Validation is therefore not only cryptographic. It is also semantic.
The receiver needs to know not just that signatures are valid, but what those signatures mean.
Distinguishing authorship
Section titled “Distinguishing authorship”Authorship should be determined from:
- the author identity in the canonical message object
- the device-origin assertion
- the device-to-user chain
This answers, “who authored this message and from which enrolled endpoint did it originate?”
Distinguishing redistribution
Section titled “Distinguishing redistribution”Redistribution is present when an explicit redistribution custody role appears in the chain or when a new message object is emitted under redistribution service authority. Recipient software should display this as:
- original author, if preserved and still relevant
- redistributing service identity
- relationship between the original object and the redistributed object
That makes list mail and similar flows understandable without pretending they are direct first-party authorship.
Distinguishing forwarding
Section titled “Distinguishing forwarding”Forwarding should be recognized as custody continuation without authorship replacement. A valid forwarder assertion means:
- the original author remains the author
- the forwarder became an intermediate accountable custodian
- the message reached the recipient through an alternate route that was declared, not hidden
Distinguishing security processing
Section titled “Distinguishing security processing”Security-processing assertions should be treated as portable evidence, not as authorship evidence. They may affect policy or UI, but they should never be confused with “who wrote this message.”
Policy outcomes
Section titled “Policy outcomes”After validation, recipient software should be able to answer at least these questions:
- Is the authored message intact?
- Which device originated it?
- Which organization authorized transport?

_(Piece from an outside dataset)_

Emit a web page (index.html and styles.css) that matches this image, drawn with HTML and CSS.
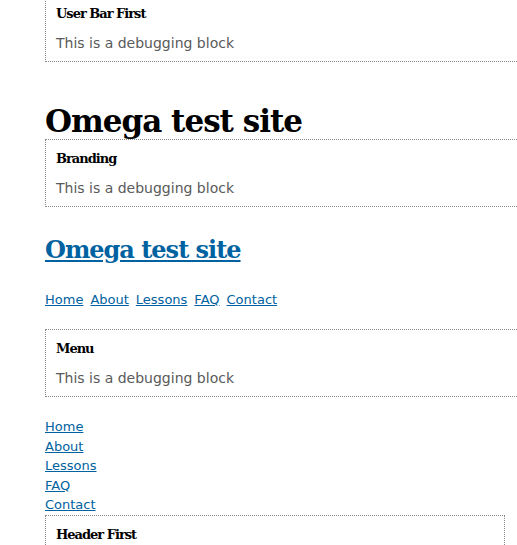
FILE: index.html
```html
<!DOCTYPE html>
<html lang="en">
<head>
<meta charset="utf-8">
<title>Omega test site</title>
<link rel="stylesheet" href="styles.css">
</head>
<body>
<div class="page">
  <section class="block wide">
    <h2 class="block-title">User Bar First</h2>
    <p class="debug">This is a debugging block</p>
  </section>

  <h1 class="site-title">Omega test site</h1>

  <section class="block wide">
    <h2 class="block-title">Branding</h2>
    <p class="debug">This is a debugging block</p>
  </section>

  <h1 class="site-name"><a href="#">Omega test site</a></h1>

  <ul class="nav-inline">
    <li><a href="#">Home</a></li>
    <li><a href="#">About</a></li>
    <li><a href="#">Lessons</a></li>
    <li><a href="#">FAQ</a></li>
    <li><a href="#">Contact</a></li>
  </ul>

  <section class="block wide menu-block">
    <h2 class="block-title">Menu</h2>
    <p class="debug">This is a debugging block</p>
  </section>

  <ul class="nav-stack">
    <li><a href="#">Home</a></li>
    <li><a href="#">About</a></li>
    <li><a href="#">Lessons</a></li>
    <li><a href="#">FAQ</a></li>
    <li><a href="#">Contact</a></li>
  </ul>

  <section class="block narrow">
    <h2 class="block-title">Header First</h2>
  </section>
</div>
</body>
</html>
```

FILE: styles.css
```css
html {
  overflow: hidden;
  background: #fff;
}

body {
  margin: 0;
  font-family: "DejaVu Sans", Verdana, sans-serif;
  font-size: 13px;
  color: #555;
}

.page {
  margin: -6px 0 0 45px;
  display: flex;
  flex-direction: column;
  align-items: flex-start;
}

.block {
  box-sizing: border-box;
  border: 1px dotted #888;
  padding: 10px 10px 8px;
  flex-shrink: 0;
}

.wide {
  width: 940px;
}

.narrow {
  width: 460px;
}

.block-title {
  margin: 0 0 10px;
  font-family: "DejaVu Serif", Georgia, serif;
  font-weight: bold;
  font-size: 13px;
  line-height: 18px;
  letter-spacing: -1px;
  color: #000;
}

.debug {
  margin: 0;
  font-size: 14px;
  line-height: 20px;
  color: #5a5a5a;
}

.site-title {
  margin: 41px 0 0;
  font-family: "DejaVu Serif", Georgia, serif;
  font-weight: bold;
  font-size: 31px;
  line-height: 36px;
  letter-spacing: -1px;
  color: #000;
}

.site-name {
  margin: 29px 0 0;
  font-family: "DejaVu Serif", Georgia, serif;
  font-weight: bold;
  font-size: 24px;
  line-height: 28px;
  letter-spacing: -1px;
}

a {
  color: #0062a0;
  text-decoration: underline;
}

.nav-inline {
  list-style: none;
  margin: 26px 0 20px;
  padding: 0;
  display: flex;
  gap: 7px;
  line-height: 19px;
}

.nav-stack {
  list-style: none;
  margin: 20px 0 0;
  padding: 0;
  line-height: 19.5px;
}
```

- Was it redistributed, forwarded, or both?
- Did any external security processor add assertions that matter?
- Is the final provenance ordinary, unusual, degraded, or suspicious?

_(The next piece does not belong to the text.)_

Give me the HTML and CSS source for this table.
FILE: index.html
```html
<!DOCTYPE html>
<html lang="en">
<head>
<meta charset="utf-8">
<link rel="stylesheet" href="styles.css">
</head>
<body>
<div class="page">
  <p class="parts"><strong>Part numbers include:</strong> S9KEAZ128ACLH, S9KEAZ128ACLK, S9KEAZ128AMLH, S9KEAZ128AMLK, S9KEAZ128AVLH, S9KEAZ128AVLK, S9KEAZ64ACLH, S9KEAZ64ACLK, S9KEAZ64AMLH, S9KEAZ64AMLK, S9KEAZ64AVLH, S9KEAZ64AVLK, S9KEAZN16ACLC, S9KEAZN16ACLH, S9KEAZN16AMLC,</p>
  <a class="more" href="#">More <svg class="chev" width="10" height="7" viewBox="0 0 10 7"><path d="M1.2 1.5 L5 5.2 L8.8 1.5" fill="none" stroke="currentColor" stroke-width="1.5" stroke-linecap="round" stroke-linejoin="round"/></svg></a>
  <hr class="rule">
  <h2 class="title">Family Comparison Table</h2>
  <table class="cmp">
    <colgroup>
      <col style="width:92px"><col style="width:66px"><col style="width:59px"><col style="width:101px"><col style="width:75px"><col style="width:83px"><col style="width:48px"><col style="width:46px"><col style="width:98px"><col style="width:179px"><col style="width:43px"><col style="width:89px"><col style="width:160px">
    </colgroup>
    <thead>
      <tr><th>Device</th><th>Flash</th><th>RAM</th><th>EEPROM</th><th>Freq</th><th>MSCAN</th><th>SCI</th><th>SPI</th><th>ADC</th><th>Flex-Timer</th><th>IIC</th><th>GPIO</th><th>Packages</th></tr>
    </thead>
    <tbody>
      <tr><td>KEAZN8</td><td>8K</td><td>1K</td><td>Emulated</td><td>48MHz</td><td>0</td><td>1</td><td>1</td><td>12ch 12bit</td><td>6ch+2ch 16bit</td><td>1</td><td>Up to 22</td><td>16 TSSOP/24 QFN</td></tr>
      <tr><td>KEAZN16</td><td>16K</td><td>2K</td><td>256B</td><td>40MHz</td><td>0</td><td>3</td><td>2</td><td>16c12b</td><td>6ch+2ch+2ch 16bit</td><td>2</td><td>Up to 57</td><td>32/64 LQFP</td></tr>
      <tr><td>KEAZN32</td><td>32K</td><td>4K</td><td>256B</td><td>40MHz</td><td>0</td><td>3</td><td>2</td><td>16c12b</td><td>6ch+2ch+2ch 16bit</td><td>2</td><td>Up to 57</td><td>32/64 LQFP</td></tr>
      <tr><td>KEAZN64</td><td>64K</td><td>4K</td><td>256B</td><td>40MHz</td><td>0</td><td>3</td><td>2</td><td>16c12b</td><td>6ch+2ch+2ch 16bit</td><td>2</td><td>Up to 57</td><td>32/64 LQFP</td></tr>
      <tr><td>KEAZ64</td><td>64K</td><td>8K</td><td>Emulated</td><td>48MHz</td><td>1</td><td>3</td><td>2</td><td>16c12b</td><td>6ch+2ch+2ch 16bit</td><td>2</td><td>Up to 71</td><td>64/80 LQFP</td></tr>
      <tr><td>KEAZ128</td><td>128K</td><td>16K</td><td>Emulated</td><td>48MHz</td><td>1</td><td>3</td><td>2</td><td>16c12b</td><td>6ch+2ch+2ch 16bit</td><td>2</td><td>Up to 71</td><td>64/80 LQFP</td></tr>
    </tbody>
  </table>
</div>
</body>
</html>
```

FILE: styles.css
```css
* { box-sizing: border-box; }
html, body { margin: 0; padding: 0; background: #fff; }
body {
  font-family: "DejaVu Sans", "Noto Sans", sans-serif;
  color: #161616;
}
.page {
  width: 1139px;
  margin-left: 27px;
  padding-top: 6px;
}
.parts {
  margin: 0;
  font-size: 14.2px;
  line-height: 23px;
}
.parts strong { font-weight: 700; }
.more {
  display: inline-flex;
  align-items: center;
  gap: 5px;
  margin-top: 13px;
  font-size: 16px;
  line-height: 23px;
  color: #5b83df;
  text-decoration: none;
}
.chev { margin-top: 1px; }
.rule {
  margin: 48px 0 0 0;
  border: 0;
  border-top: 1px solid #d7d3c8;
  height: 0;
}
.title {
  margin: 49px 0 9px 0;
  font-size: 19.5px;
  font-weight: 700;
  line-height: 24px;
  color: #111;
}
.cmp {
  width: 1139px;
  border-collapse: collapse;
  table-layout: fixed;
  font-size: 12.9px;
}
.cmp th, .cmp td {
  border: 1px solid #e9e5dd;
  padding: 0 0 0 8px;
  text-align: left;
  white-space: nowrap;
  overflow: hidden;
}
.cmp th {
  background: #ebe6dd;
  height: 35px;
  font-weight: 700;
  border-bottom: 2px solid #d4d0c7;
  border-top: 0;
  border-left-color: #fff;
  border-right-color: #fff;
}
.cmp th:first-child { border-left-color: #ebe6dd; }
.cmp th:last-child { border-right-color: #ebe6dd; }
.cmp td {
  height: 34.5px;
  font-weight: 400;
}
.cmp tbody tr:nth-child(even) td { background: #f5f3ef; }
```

Those are exactly the questions legacy email often answers poorly.
Recommended baseline architecture
Section titled “Recommended baseline architecture”VAMP should adopt the following message and custody rules.
-
Treat the canonical message object as immutable.
Authored content and authored delivery intent do not silently drift after origin. -
Represent provenance as an append-only custody chain.

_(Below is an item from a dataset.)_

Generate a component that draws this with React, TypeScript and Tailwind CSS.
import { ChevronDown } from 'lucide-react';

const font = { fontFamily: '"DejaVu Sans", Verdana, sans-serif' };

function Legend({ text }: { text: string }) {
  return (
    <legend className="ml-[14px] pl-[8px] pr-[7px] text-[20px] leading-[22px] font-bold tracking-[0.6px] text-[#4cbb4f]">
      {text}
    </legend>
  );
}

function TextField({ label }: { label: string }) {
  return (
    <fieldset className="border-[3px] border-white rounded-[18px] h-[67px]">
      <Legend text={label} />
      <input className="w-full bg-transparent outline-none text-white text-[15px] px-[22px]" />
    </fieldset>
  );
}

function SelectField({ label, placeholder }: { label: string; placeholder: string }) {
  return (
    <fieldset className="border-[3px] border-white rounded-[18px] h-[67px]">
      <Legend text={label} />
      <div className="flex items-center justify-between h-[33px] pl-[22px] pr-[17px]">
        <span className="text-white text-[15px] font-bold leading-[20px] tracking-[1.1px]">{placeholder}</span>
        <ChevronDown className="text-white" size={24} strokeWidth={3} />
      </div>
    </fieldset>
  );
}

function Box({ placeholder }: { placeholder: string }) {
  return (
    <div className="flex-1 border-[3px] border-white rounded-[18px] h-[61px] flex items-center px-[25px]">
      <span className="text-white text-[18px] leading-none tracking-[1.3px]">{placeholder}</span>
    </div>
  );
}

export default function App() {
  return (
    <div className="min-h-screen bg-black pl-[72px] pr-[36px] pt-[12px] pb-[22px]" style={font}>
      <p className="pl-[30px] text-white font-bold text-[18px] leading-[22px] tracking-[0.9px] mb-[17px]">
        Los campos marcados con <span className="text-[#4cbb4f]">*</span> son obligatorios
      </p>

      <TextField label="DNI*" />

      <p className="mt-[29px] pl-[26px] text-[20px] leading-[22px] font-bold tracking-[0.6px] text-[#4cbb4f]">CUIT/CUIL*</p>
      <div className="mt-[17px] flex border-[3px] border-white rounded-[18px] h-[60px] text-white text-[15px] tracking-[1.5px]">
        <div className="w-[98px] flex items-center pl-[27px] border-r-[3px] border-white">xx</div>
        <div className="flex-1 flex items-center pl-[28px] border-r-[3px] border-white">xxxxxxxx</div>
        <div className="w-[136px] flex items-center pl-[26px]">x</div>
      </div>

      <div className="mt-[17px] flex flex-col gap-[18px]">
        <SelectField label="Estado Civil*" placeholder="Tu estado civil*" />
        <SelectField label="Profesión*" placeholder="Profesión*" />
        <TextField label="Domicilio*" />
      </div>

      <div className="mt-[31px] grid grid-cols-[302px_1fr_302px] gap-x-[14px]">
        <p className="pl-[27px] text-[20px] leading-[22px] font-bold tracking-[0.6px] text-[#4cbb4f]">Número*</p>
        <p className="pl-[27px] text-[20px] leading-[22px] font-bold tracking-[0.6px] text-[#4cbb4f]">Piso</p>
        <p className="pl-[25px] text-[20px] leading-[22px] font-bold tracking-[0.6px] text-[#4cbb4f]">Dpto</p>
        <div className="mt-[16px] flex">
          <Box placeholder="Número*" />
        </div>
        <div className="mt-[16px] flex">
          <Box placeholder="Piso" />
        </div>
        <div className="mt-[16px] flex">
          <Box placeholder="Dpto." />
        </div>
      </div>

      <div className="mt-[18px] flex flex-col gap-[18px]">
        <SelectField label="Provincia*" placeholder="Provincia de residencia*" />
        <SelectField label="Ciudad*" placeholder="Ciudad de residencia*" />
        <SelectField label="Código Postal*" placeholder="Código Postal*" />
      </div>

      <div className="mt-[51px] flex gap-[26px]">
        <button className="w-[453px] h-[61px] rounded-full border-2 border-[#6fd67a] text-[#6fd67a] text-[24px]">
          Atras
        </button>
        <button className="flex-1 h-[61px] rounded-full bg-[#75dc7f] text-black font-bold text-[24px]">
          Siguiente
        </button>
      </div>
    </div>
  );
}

Every meaningful external custody step signs the message digest and the previous custody state. -
Keep authorship separate from handling history.
The author is not overwritten merely because another actor later handled the message. -
Require explicit roles for non-native flows.
Redistribution, forwarding, and security processing are different semantics and should not be collapsed. -
Use selective signing rather than hop-by-hop maximalism.
Sign when accountability changes; remain transparent for internal implementation detail. -
Make material content mutation either explicit re-origin or a new message object.
Significant rewriting cannot masquerade as intact custody continuity. -
Validate both cryptography and meaning.
A valid chain is not just a stack of signatures. It is a coherent story about authorship, authority, and path.
Final assessment
Section titled “Final assessment”The message object and the custody chain are the center of the VAMP protocol story because they connect all of the prior chapters. Identity tells us who can sign. Discovery tells us how recipients are resolved and policy is learned. The message chapter tells us what those actors are actually signing and how later handlers extend provenance without erasing authorship.
If VAMP gets this primitive right, redistribution becomes explicit instead of ambiguous, forwarding becomes accountable instead of invisible, and recipient software can distinguish original authorship from later custody with much less guesswork. That is the architectural payoff: a VAMP message is not just content in transit. It is content plus a verifiable story of who created it, who authorized it, and who meaningfully handled it after origin.